Count lines holding the word "this". Only the number is wanted.

*DATA LISTING*.
##############################

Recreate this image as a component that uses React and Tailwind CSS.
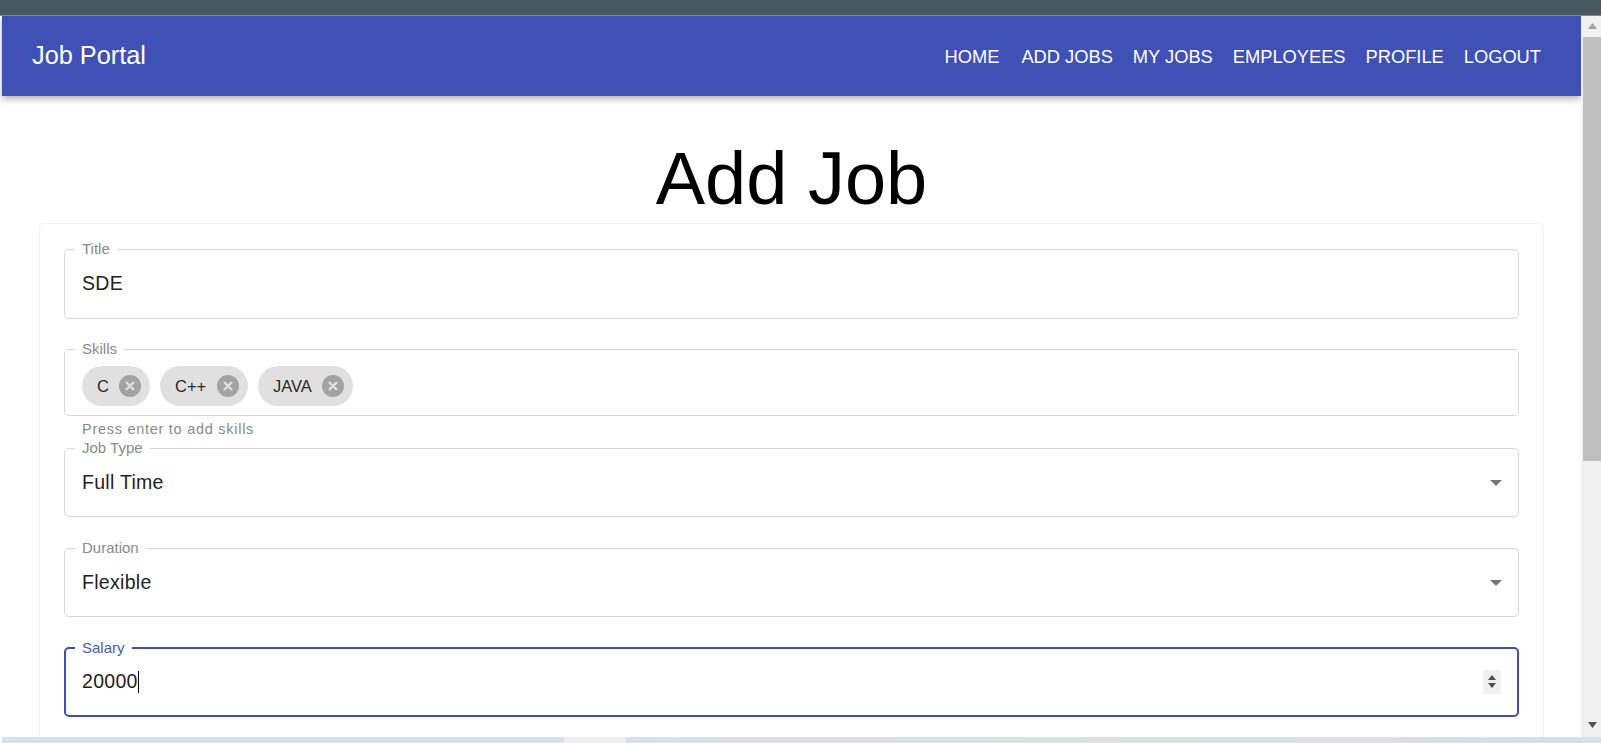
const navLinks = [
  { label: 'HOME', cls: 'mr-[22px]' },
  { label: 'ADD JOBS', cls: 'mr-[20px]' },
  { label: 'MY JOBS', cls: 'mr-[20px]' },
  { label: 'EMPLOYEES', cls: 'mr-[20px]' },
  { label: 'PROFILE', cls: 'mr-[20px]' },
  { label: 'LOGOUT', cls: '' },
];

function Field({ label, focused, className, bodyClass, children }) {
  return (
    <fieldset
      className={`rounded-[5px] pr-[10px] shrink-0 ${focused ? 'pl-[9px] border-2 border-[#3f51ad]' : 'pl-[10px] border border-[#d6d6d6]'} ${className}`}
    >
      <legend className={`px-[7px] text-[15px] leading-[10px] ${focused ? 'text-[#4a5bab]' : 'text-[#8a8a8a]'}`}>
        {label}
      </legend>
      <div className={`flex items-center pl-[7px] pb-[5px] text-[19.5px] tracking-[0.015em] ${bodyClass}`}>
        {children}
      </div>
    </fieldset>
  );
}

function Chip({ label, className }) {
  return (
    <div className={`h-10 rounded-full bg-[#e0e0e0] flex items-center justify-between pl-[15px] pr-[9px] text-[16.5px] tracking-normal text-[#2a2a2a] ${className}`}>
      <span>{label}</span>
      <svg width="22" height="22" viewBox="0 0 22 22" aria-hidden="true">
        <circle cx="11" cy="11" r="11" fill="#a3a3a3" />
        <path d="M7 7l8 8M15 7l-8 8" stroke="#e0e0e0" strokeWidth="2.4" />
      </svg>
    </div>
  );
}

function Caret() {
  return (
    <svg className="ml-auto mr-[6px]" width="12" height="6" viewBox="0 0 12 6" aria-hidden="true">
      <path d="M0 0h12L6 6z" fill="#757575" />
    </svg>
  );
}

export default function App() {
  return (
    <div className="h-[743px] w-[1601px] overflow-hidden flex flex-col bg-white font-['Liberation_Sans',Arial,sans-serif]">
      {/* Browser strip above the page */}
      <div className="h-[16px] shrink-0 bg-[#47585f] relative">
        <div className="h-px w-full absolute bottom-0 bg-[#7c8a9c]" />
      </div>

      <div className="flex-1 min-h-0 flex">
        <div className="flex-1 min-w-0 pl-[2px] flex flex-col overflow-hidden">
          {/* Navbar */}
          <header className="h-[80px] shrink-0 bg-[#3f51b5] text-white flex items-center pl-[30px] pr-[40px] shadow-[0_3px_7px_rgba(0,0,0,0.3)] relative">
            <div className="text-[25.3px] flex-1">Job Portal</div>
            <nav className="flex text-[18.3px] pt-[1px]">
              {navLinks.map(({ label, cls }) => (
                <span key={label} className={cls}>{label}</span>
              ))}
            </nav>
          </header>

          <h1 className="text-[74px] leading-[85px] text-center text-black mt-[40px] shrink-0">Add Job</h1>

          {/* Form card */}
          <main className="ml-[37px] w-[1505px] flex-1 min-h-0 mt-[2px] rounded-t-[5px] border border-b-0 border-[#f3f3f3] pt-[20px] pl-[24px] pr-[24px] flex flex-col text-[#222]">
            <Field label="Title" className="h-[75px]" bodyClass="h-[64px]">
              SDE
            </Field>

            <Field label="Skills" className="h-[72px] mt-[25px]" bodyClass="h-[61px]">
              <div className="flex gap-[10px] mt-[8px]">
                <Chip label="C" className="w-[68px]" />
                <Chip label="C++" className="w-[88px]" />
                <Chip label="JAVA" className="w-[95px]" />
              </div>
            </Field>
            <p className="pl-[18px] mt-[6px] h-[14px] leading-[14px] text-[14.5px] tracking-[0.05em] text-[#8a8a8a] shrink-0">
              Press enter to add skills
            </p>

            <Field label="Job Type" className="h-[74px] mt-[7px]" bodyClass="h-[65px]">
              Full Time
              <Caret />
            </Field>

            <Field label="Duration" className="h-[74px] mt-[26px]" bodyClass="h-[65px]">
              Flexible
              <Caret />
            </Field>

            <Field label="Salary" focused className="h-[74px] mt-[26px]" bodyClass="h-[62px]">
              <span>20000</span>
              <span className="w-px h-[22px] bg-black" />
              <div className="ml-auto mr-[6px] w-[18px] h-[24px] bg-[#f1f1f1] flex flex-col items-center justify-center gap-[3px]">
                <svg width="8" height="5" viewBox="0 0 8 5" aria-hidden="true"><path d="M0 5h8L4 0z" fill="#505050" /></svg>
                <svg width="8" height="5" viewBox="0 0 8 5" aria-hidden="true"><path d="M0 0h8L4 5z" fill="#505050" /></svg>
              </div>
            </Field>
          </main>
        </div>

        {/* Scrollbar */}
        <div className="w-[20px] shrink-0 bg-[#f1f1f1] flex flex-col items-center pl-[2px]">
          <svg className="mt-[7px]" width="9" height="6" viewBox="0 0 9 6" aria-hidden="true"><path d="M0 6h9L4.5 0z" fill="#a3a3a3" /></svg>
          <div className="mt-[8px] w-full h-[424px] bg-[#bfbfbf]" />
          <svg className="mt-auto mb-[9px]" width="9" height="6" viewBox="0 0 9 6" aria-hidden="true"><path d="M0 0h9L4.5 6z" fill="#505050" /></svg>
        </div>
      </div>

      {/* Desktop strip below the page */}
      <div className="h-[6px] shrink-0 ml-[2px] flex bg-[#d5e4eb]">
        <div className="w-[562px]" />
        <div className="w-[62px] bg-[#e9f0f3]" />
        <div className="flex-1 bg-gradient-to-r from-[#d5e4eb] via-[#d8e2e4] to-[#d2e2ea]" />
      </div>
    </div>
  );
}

##############################

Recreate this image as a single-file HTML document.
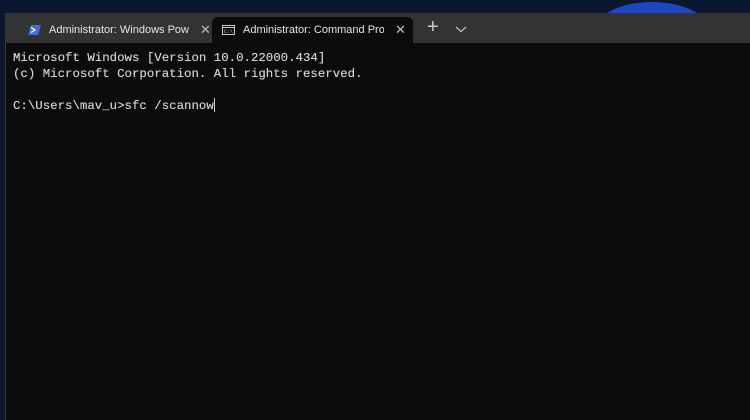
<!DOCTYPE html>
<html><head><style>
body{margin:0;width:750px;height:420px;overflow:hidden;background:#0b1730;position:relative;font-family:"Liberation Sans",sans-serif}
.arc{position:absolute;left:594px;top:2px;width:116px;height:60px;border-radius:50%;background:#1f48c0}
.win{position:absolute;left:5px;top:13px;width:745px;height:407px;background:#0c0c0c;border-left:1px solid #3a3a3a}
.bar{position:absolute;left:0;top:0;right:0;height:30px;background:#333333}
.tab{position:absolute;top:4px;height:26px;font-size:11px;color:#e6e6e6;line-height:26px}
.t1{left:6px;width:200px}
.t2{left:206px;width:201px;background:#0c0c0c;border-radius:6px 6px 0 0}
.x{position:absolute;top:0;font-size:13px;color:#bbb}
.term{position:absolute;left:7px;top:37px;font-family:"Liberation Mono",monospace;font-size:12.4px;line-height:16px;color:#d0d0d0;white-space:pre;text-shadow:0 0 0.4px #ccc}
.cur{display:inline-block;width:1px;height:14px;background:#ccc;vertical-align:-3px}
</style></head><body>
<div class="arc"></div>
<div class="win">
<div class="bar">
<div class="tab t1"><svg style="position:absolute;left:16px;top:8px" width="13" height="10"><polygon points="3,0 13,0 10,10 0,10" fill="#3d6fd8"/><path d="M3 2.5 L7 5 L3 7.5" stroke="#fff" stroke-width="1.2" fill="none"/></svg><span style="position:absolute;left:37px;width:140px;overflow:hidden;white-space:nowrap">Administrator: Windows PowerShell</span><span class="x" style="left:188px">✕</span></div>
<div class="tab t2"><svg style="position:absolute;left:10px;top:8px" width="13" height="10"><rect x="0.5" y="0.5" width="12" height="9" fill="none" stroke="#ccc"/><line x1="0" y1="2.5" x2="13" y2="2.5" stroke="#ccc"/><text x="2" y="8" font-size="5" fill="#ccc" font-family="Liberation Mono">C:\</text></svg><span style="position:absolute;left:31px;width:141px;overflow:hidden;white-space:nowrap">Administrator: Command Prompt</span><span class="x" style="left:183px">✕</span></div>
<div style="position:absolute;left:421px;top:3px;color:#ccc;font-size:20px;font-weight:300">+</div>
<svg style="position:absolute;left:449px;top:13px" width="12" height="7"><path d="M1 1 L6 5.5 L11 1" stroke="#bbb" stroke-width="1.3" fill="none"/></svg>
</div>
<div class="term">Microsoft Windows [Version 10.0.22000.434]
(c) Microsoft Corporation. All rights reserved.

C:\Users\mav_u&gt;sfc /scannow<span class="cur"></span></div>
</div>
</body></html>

##############################

*TASK ANSWER*. 2